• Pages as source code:
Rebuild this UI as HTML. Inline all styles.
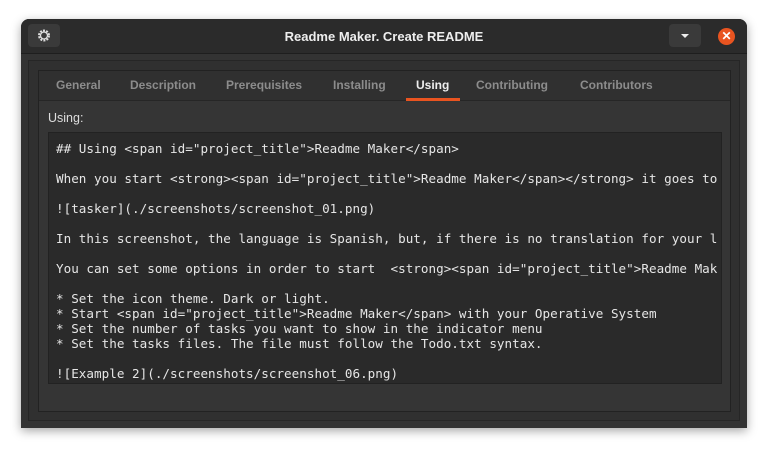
<!DOCTYPE html>
<html><head><style>
*{margin:0;padding:0;box-sizing:border-box}
body{width:768px;height:452px;background:#fff;position:relative;overflow:hidden;font-family:"Liberation Sans",sans-serif}
.win{position:absolute;left:21px;top:19px;width:726px;height:409px;background:#333;border-radius:8px 8px 0 0;box-shadow:0 3px 10px rgba(0,0,0,.35);overflow:hidden}
.hdr{position:absolute;left:0;top:0;right:0;height:35px;background:#2b2b2b;border-bottom:1px solid #1e1e1e}
.btn{position:absolute;top:5px;width:32px;height:23px;background:#3a3a3a;border-radius:4px}
.title{position:absolute;left:0;right:0;top:10px;text-align:center;color:#eee;font-weight:bold;font-size:13px}
.close{position:absolute;left:697px;top:9px;width:17px;height:17px;border-radius:50%;background:#e95420;color:#fff;font-size:12px;text-align:center;line-height:17px;font-weight:bold}
.frame{position:absolute;left:7px;top:41px;width:712px;height:361px;border:1px solid #262626;background:#303030}
.nb{position:absolute;left:9px;top:9px;width:693px;height:342px;border:1px solid #222;background:#353535}
.tabs{position:absolute;left:0;top:0;right:0;height:30px;background:#303030;border-bottom:1px solid #262626}
.tab{position:absolute;top:7px;font-size:12px;font-weight:bold;color:#8c8c8c}
.tab.a{color:#eee}
.ul{position:absolute;left:367px;top:27px;width:54px;height:3px;background:#e95420}
.lbl{position:absolute;left:9px;top:40px;color:#ddd;font-size:12.5px}
.tv{position:absolute;left:9px;top:61px;width:674px;height:252px;background:#2a2a2a;border:1px solid #222;overflow:hidden}
pre{position:absolute;left:7px;top:8px;font-family:"DejaVu Sans Mono","Liberation Mono",monospace;font-size:12.6px;line-height:15px;color:#e6e6e6;white-space:pre;letter-spacing:0.02px}
</style></head><body>
<div class="win">
 <div class="hdr">
  <div class="btn" style="left:7px"><svg width="32" height="23"><circle cx="16" cy="11.5" r="5" fill="none" stroke="#ddd" stroke-width="2" stroke-dasharray="2 1.2"/><circle cx="16" cy="11.5" r="3.5" fill="none" stroke="#ddd" stroke-width="1.3"/></svg></div>
  <div class="title">Readme Maker. Create README</div>
  <div class="btn" style="left:648px"><svg width="32" height="23"><path d="M12 10h8l-4 4z" fill="#eee"/></svg></div>
  <div class="close">✕</div>
 </div>
 <div class="frame"><div class="nb">
  <div class="tabs">
   <span class="tab" style="left:17px">General</span>
   <span class="tab" style="left:91px">Description</span>
   <span class="tab" style="left:187px">Prerequisites</span>
   <span class="tab" style="left:294px">Installing</span>
   <span class="tab a" style="left:377px">Using</span>
   <span class="tab" style="left:437px">Contributing</span>
   <span class="tab" style="left:541px">Contributors</span>
   <div class="ul"></div>
  </div>
  <div class="lbl">Using:</div>
  <div class="tv"><pre>## Using &lt;span id="project_title"&gt;Readme Maker&lt;/span&gt;

When you start &lt;strong&gt;&lt;span id="project_title"&gt;Readme Maker&lt;/span&gt;&lt;/strong&gt; it goes to

![tasker](./screenshots/screenshot_01.png)

In this screenshot, the language is Spanish, but, if there is no translation for your l

You can set some options in order to start  &lt;strong&gt;&lt;span id="project_title"&gt;Readme Mak

* Set the icon theme. Dark or light.
* Start &lt;span id="project_title"&gt;Readme Maker&lt;/span&gt; with your Operative System
* Set the number of tasks you want to show in the indicator menu
* Set the tasks files. The file must follow the Todo.txt syntax.

![Example 2](./screenshots/screenshot_06.png)</pre></div>
 </div></div>
</div>
</body></html>
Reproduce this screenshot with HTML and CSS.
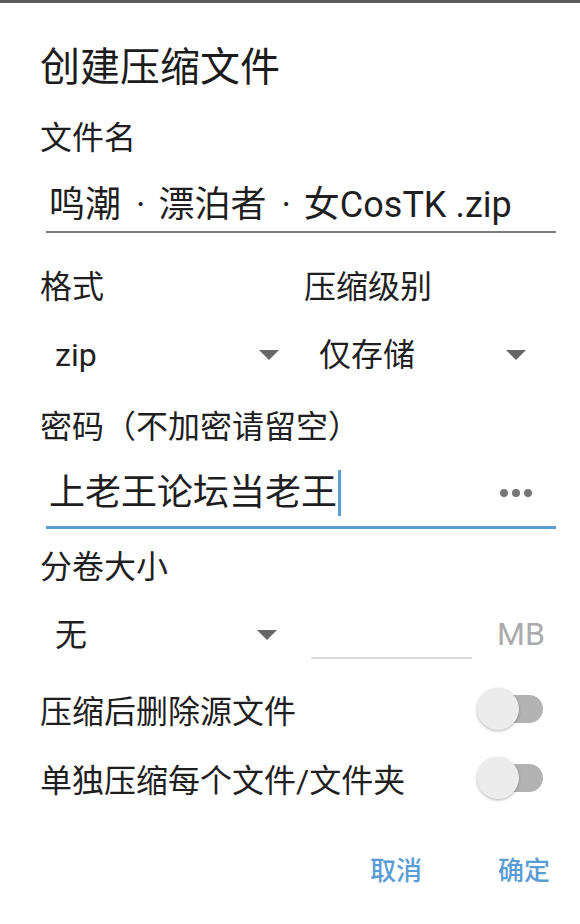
FILE: index.html
```html
<!DOCTYPE html>
<html lang="zh-CN">
<head>
    <meta charset="UTF-8">
    <meta name="viewport" content="width=device-width, initial-scale=1.0">
    <title>创建压缩文件</title>
    <link rel="stylesheet" href="styles.css">
</head>
<body>
    <!-- Status strip at the very top -->
    <div class="top-strip"></div>

    <div class="dialog">
        <h1 class="title">创建压缩文件</h1>

        <!-- File name -->
        <div class="label">文件名</div>
        <div class="field field-name">
            <span class="field-text">鸣潮<span class="sep">·</span>漂泊者<span class="sep">·</span>女CosTK .zip</span>
        </div>

        <!-- Format and level -->
        <div class="two-col">
            <div class="col">
                <div class="label">格式</div>
                <div class="spinner">
                    <span>zip</span>
                    <i class="arrow"></i>
                </div>
            </div>
            <div class="col">
                <div class="label">压缩级别</div>
                <div class="spinner">
                    <span>仅存储</span>
                    <i class="arrow"></i>
                </div>
            </div>
        </div>

        <!-- Password -->
        <div class="label label-pass">密码（不加密请留空）</div>
        <div class="field field-pass">
            <span class="field-text">上老王论坛当老王</span><span class="cursor"></span>
            <span class="dots"><i></i><i></i><i></i></span>
        </div>

        <!-- Volume size -->
        <div class="label label-vol">分卷大小</div>
        <div class="vol-row">
            <div class="spinner spinner-vol">
                <span>无</span>
                <i class="arrow"></i>
            </div>
            <div class="mb-input"></div>
            <span class="mb">MB</span>
        </div>

        <!-- Switches -->
        <div class="switch-row first">
            <span>压缩后删除源文件</span>
            <div class="switch"><div class="knob"></div></div>
        </div>
        <div class="switch-row">
            <span>单独压缩每个文件/文件夹</span>
            <div class="switch"><div class="knob"></div></div>
        </div>

        <!-- Actions -->
        <div class="actions">
            <button class="btn">取消</button>
            <button class="btn">确定</button>
        </div>
    </div>
</body>
</html>
```

FILE: styles.css
```css
/* Base */
body {
    margin: 0;
    background: #fff;
    color: #1f1f1f;
    font-family: Roboto, "Noto Sans CJK SC", sans-serif;
}

.top-strip {
    height: 3px;
    background: #5c5c5c;
}

/* Dialog */
.dialog {
    padding: 0 24px 0 40px;
}

.title {
    margin: 37px 0 0;
    font-size: 40px;
    font-weight: 400;
    line-height: 56px;
    color: #1c1c1c;
}

.label {
    font-size: 32px;
    line-height: 40px;
    margin-top: 22px;
}

/* Text fields */
.field {
    display: flex;
    align-items: center;
    margin-left: 6px;
    padding-left: 3px;
    font-size: 36px;
    line-height: 44px;
}

.field-name {
    padding-top: 25px;
    padding-bottom: 4px;
    border-bottom: 2px solid #7c7c7c;
}

.sep {
    margin: 0 13px 0 15px;
}

.field-pass {
    padding-top: 23px;
    padding-bottom: 10px;
    border-bottom: 3px solid #5e9fd3;
}

.cursor {
    width: 3px;
    height: 46px;
    margin-left: 1px;
    background: #5e9fd3;
}

.dots {
    display: flex;
    gap: 4px;
    margin-left: auto;
    margin-right: 24px;
}

.dots i {
    width: 8px;
    height: 8px;
    border-radius: 50%;
    background: #777;
}

/* Spinners */
.two-col {
    display: flex;
    margin-top: 12px;
}

.col {
    flex: 0 0 264px;
}

.col + .col {
    flex: 1;
}

.spinner {
    display: flex;
    align-items: center;
    justify-content: space-between;
    margin-top: 26px;
    padding: 0 25px 0 15px;
    font-size: 32px;
    line-height: 44px;
}

.col + .col .spinner {
    padding-right: 30px;
}

.arrow {
    width: 0;
    height: 0;
    border-left: 10px solid transparent;
    border-right: 10px solid transparent;
    border-top: 10px solid #666;
}

.label-pass {
    margin-top: 30px;
}

.label-vol {
    margin-top: 18px;
}

/* Volume size row */
.vol-row {
    display: flex;
    align-items: center;
    margin-top: 24px;
    height: 48px;
}

.spinner-vol {
    margin-top: 0;
    width: 222px;
}

.mb-input {
    width: 161px;
    height: 46px;
    margin-left: 9px;
    border-bottom: 2px solid #dcdcdc;
    align-self: flex-start;
}

.mb {
    margin-left: 25px;
    margin-top: -3px;
    font-size: 32px;
    color: #ababab;
}

/* Switch rows */
.switch-row {
    display: flex;
    align-items: center;
    justify-content: space-between;
    height: 56px;
    margin-top: 13px;
    font-size: 32px;
}

.switch-row.first {
    margin-top: 22px;
}

.switch {
    position: relative;
    width: 60px;
    height: 28px;
    margin-right: 13px;
    border-radius: 14px;
    background: #b3b3b3;
}

.knob {
    position: absolute;
    left: -6px;
    top: -7px;
    width: 42px;
    height: 42px;
    border-radius: 50%;
    background: #ececec;
    box-shadow: 0 1px 3px rgba(0, 0, 0, 0.3);
}

/* Buttons */
.actions {
    display: flex;
    justify-content: flex-end;
    gap: 76px;
    margin-top: 43px;
    padding-right: 6px;
}

.btn {
    padding: 0;
    border: none;
    background: none;
    font-family: Roboto, "Noto Sans CJK SC", sans-serif;
    font-size: 26px;
    font-weight: 500;
    line-height: 44px;
    color: #5a9dd5;
}
```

• Brief: Your answer should be a single number: the count of lines in the listing that contain the word "with".

• Answer: 2